Just after some help with my diet, to be honest i think its pretty shitty but trying to work out what is best for me as i havent got a clue.

Im about 5'8 and weigh around 15st. I do have quite alot of muscle mass but also a fair bit of BF in certain areas.

Here goes -

7am - Protein Shake with half pint milk

8am - Porridge

9am - Apple

10am - Chicken sandwich with brown bread

11am - Apple

12pm - Another chicken sandwich with brown bread

3pm - Protein Shake (pint of milk green top)

6pm - Dinner normally a Chicken salad of some sort

10pm - Protein Shake

11pm - Bed

I was having the two sandwiches for lunch at the same time but have just changed to the above to see if that was causing it.

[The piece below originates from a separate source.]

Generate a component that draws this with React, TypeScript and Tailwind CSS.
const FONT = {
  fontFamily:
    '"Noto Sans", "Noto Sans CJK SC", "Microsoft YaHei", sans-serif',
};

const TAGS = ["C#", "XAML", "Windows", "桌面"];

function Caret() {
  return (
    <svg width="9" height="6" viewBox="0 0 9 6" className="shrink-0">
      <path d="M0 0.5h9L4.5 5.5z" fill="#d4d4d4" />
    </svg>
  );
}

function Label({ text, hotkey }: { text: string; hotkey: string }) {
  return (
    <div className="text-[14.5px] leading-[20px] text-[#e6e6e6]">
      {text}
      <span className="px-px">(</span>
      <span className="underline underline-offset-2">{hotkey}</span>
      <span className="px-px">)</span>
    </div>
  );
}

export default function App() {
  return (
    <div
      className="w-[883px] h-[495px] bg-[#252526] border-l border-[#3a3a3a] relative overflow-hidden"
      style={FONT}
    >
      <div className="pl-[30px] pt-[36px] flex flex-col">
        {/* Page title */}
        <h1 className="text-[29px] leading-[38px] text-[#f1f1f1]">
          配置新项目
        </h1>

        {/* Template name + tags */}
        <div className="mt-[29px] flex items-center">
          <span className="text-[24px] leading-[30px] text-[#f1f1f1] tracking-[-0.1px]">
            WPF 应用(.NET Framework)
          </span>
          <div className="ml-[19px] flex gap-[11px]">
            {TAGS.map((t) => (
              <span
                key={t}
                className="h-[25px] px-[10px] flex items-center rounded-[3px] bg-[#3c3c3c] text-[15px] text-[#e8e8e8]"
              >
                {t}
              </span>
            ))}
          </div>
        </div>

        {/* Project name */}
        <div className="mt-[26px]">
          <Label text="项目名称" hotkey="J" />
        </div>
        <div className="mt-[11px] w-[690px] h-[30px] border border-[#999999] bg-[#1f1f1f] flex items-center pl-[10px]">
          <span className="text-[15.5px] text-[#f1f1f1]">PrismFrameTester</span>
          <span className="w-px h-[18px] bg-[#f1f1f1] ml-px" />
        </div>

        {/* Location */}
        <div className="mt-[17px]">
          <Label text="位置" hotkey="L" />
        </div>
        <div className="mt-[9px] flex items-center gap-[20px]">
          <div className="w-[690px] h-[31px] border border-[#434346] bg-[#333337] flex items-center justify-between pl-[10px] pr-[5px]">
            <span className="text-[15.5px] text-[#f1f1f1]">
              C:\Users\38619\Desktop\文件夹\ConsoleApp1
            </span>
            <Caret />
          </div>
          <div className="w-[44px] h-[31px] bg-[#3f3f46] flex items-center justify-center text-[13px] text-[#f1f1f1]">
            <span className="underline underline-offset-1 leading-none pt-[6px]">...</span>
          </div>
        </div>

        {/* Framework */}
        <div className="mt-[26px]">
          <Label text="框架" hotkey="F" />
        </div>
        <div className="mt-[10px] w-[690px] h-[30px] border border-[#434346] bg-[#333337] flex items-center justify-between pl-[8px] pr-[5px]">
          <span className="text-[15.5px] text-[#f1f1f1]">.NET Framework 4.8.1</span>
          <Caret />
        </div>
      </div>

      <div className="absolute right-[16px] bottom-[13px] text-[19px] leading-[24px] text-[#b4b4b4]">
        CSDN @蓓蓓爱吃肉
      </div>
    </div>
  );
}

Now this was working really well, and i put on quite a bit of size, but now i'm starting to get a bit of a gut which is a bit upsetting but hey.

Any help really appreciated.


----------



## freddee (Mar 2, 2009)

You could do with some healthy fats in there, nuts, olive oil, fish oil, you could get some eggs in fish too, cottage cheese is a good protein source, and with peanut butter is a good light meals on 2 rivita, that and an apple is what I have before I go to the gym......


----------



## Thane (Jun 22, 2011)

I think there might be use of some foods that may contain fats at all . These foods are

Dry Fruits

Meat

Eggs

Apple

Moreover, Do not eat before going for Exercise .


----------



## EXTREME (Aug 5, 2005)

I'm not sure what Thane means, dry fruits or any fruits for that matter have no fats, meat and eggs do but not healthy fats.

Avacado, nuts, fish all contain healthy fats or there are products like Udo's Choice which will solve your problem.

Thane, it's best to only give advice on stuff you REALLY know about.


----------



## andyboro1466867929 (Oct 31, 2006)

Id drop the milk, either completely or at least switch to skimmed,

add in some fish and/or nuts/EFA supps (fish oil caps and the likes)

more solid foods and drop the fruit... especially on its own, its just sugar in a pretty wrapper!

**im not in any way advising for health here - this is what i do to drop bf **


----------



## AlexR33 (Aug 11, 2009)

Thanks for the tips guys,

So other than the things mentioned does it look ok?

Also is it worth doing a 30min run twice a week? I dont currently do any cardio but am worried that im going to start losing some of the muscle mass i have worked hard to gain if i do??? Or maybe even 15mins on the skipping rope and 15 on the boxing bag?


----------



## Neil R (Oct 29, 2006)

AlexR33 said:


> 7am - Protein Shake *(50g)* , Porridge *(75g Dry weight) made with water*
> 
> 10am - Chicken sandwich *(150g)* with brown bread -* Possibly add mustard or even 1 tsp Udo's choice *
> 
> ...


----------



## AlexR33 (Aug 11, 2009)

Neil R said:


> AlexR33 said:
> 
> 
> > 7am - Protein Shake *(50g)* , Porridge *(75g Dry weight) made with water*
> ...


----------



## Neil R (Oct 29, 2006)

There is only 1 Udo's Choice.

You can pick it up at Holland & Barrett or any GOOD supplement shop! I get mine from Aktiv Bodz in Bradford!


----------



## Neil R (Oct 29, 2006)

Bike riding is fine ( I am assuming you mean Road cycling!?)

Never seen a fat guy win the Tour de France!!! :lol:


----------



## AlexR33 (Aug 11, 2009)

Neil R said:


> Bike riding is fine ( I am assuming you mean Road cycling!?)
> 
> Never seen a fat guy win the Tour de France!!! :lol:


Hahaha yeah, my knees are a bit dodgy so dont think running will be a good idea 

Really appreciate the help thanks Neil!


----------